President Zuma described the “arrest reports” as the work of “dangerous information peddlers”.

He also, at another occasion, said about state capture: “If you talk about state capture, you're misleading people. You’re taking a small issue and making it a big issue.”

As it turns out, it was his own intimate friends who were in this instance the “dangerous information peddlers”. They were also again up to their old tricks of informing people who Mr Zuma would be appointing to cabinet – something that was at the core of what triggered the whole state capture issue in the first instance.

Dangerous results

How dangerous this situation has become, especially to the South African economy, was illustrated on Monday when, on only the “rumour” of Minister Gordhan’s possible arrest, the rand plunged to its lowest level in two months, and yields on government bonds rose by as much as 17 basis points.

The new political drama also erupted after the county has only just avoided a credit downgrade to junk status, and the representatives of the next ratings agency were about to arrive in the country.

Unless the perceived attack on Minister Gordhan is expeditiously and believably put to rest, it is a sure bet that South Africa will reach junk status before the end of 2016 – something that it would take a long time to recover from.

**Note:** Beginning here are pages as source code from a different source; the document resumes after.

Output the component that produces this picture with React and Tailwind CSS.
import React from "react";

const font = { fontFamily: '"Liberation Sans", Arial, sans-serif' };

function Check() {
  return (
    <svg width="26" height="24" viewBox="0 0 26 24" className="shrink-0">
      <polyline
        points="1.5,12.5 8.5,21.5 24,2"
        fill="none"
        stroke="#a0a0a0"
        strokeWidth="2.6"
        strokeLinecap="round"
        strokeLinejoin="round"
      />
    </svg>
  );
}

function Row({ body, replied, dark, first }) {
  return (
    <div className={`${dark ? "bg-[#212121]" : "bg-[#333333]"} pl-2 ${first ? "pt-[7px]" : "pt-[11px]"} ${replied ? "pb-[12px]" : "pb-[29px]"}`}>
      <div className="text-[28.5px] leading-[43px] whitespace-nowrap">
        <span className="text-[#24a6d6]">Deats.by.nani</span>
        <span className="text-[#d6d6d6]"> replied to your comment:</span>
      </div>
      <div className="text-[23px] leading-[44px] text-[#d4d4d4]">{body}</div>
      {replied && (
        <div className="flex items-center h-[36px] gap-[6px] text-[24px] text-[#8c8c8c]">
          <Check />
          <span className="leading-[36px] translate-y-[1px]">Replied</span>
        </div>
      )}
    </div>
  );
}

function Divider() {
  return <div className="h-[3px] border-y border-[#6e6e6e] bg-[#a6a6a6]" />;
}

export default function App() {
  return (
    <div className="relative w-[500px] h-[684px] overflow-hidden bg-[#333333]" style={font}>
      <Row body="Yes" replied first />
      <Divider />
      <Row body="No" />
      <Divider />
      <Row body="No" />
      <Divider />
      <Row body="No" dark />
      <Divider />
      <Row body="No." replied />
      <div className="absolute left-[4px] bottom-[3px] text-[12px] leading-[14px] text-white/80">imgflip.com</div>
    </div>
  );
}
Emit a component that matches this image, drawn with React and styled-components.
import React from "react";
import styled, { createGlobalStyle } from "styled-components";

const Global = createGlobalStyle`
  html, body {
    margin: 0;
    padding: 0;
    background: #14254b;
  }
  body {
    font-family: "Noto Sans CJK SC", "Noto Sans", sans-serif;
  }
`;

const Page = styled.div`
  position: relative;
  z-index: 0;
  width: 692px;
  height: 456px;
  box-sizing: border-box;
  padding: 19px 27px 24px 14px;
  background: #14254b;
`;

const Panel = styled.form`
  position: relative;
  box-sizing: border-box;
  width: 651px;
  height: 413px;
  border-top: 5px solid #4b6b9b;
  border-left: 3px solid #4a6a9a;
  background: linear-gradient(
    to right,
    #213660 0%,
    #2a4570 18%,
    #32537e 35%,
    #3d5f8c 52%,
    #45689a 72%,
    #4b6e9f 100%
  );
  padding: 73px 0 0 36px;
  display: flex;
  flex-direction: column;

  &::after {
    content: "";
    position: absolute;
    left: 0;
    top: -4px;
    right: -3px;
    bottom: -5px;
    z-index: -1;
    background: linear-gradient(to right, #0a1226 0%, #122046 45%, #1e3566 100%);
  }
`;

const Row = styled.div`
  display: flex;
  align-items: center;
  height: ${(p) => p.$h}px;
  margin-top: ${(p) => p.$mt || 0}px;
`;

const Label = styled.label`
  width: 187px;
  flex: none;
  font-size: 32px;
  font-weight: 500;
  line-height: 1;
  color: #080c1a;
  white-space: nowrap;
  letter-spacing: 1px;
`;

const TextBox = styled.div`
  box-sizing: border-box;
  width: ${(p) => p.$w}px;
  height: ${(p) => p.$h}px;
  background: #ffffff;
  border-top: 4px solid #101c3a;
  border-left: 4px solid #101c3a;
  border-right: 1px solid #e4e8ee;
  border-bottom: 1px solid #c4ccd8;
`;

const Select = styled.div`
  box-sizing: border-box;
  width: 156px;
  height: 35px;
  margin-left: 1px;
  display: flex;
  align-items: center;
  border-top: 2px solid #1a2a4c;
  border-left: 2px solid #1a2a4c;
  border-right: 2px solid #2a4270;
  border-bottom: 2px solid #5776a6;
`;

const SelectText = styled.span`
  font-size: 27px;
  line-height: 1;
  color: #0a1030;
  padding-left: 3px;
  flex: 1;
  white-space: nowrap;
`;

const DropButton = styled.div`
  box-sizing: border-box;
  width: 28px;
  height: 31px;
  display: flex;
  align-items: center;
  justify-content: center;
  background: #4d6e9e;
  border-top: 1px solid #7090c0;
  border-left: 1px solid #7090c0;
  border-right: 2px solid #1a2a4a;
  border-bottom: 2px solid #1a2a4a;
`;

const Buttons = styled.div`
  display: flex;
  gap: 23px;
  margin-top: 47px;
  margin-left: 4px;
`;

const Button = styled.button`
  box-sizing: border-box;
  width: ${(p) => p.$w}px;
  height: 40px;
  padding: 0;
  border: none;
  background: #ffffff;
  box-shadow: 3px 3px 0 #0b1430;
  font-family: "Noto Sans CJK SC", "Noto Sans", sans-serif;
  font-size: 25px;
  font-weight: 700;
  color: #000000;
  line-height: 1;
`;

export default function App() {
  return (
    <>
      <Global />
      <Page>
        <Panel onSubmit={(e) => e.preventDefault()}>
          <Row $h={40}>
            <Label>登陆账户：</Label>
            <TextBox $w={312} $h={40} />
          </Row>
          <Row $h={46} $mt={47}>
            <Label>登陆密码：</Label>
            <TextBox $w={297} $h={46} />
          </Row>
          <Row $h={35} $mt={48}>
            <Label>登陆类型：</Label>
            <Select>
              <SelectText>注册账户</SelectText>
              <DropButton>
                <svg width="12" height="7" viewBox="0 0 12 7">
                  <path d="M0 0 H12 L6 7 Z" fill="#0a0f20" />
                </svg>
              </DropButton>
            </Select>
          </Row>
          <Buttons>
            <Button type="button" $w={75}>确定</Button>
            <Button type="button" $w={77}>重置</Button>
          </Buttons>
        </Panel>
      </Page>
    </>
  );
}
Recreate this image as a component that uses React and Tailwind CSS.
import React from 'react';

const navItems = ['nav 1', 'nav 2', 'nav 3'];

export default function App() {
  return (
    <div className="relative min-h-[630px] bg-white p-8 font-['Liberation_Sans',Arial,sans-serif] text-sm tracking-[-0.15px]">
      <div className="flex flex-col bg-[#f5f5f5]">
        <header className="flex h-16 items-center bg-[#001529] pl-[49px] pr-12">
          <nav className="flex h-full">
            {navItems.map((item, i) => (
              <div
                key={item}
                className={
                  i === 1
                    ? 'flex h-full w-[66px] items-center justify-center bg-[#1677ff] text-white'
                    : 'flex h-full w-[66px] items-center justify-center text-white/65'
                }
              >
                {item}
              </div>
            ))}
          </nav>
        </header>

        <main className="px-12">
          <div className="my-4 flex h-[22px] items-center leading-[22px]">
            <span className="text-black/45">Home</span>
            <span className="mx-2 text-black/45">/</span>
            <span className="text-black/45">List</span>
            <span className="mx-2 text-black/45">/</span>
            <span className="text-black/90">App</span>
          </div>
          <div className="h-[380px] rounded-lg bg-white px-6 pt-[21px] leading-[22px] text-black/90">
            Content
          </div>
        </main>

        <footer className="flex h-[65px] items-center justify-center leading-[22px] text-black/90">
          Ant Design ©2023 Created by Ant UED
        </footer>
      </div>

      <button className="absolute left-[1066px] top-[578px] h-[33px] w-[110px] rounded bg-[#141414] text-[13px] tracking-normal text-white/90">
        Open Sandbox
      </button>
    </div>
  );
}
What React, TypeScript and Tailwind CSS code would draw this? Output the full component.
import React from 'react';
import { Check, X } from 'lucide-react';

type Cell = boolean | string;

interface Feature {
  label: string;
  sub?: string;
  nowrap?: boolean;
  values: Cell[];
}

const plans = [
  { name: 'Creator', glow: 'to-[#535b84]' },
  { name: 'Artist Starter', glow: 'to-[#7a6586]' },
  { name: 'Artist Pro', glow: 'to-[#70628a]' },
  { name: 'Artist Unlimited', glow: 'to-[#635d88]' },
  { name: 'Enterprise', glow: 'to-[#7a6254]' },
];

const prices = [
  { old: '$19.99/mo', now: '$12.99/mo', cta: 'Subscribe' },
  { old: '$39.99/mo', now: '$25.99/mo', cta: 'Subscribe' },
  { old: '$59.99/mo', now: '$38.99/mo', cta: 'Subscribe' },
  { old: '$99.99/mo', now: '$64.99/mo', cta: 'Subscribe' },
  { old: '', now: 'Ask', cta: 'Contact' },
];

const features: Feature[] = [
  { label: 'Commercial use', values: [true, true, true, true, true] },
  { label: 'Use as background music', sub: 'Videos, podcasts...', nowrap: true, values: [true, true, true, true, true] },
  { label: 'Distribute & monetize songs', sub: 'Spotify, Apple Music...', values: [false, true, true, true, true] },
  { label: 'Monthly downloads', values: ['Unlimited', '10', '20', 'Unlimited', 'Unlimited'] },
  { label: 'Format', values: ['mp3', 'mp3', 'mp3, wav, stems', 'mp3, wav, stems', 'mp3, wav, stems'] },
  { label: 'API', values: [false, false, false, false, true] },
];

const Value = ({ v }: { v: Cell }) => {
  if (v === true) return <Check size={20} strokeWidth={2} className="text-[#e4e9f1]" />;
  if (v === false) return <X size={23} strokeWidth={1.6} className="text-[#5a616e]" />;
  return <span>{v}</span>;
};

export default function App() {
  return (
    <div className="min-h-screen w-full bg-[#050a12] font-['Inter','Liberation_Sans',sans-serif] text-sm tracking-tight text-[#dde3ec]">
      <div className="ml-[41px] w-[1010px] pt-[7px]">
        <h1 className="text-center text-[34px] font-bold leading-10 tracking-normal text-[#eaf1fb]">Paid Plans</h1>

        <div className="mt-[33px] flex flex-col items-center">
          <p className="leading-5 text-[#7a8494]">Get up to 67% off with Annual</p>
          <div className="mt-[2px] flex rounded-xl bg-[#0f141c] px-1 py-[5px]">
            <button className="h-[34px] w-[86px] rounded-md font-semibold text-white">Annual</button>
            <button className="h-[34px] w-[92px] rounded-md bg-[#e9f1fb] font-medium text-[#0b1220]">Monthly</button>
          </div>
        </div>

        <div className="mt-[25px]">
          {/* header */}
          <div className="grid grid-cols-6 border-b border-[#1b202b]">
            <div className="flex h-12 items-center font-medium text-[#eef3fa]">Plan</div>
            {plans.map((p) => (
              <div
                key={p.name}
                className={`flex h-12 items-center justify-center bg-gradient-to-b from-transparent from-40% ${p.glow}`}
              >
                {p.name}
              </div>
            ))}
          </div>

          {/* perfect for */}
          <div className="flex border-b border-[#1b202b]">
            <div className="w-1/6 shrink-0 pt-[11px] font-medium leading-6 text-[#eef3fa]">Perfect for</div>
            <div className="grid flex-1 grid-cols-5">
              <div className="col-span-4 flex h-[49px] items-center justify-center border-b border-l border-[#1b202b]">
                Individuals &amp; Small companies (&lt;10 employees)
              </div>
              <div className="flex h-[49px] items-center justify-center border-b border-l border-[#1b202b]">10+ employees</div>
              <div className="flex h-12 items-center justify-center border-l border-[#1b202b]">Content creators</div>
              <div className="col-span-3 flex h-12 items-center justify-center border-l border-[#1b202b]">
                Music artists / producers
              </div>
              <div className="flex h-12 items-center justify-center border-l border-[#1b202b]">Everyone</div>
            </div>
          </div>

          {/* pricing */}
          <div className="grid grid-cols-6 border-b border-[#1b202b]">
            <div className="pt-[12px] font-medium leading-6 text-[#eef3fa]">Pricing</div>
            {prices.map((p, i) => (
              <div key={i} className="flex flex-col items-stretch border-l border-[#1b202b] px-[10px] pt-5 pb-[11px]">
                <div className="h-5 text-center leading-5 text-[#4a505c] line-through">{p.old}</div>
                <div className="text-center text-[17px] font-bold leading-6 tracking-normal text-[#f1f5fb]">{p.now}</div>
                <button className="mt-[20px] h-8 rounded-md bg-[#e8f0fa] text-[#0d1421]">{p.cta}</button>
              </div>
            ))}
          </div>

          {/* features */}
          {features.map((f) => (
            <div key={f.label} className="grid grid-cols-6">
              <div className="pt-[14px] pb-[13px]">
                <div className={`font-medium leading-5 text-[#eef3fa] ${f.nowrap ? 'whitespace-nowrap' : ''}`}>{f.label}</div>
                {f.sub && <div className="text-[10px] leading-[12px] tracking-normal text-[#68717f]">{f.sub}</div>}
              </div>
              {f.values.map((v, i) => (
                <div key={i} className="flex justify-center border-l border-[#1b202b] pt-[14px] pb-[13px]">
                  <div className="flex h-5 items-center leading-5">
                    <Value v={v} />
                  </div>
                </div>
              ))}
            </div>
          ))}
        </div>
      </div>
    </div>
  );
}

Then there is the deeper and longer term danger for the country that the group of 27 former directors-general warned about: a collapse of the civil service.

Under the state of capture that the ANC has place the civil service, the vast majority of those 27 former directors-general have been replaced over recent years by party deployees loyal to Mr Zuma.

Even if and when Mr Zuma has vacated the office of the president, that legacy will be with the country. To re-professionalise and re-establish the independence of the civil service will be a very difficult and protracted process.

The ghost of the Zuma administration is bound to linger for many years to come.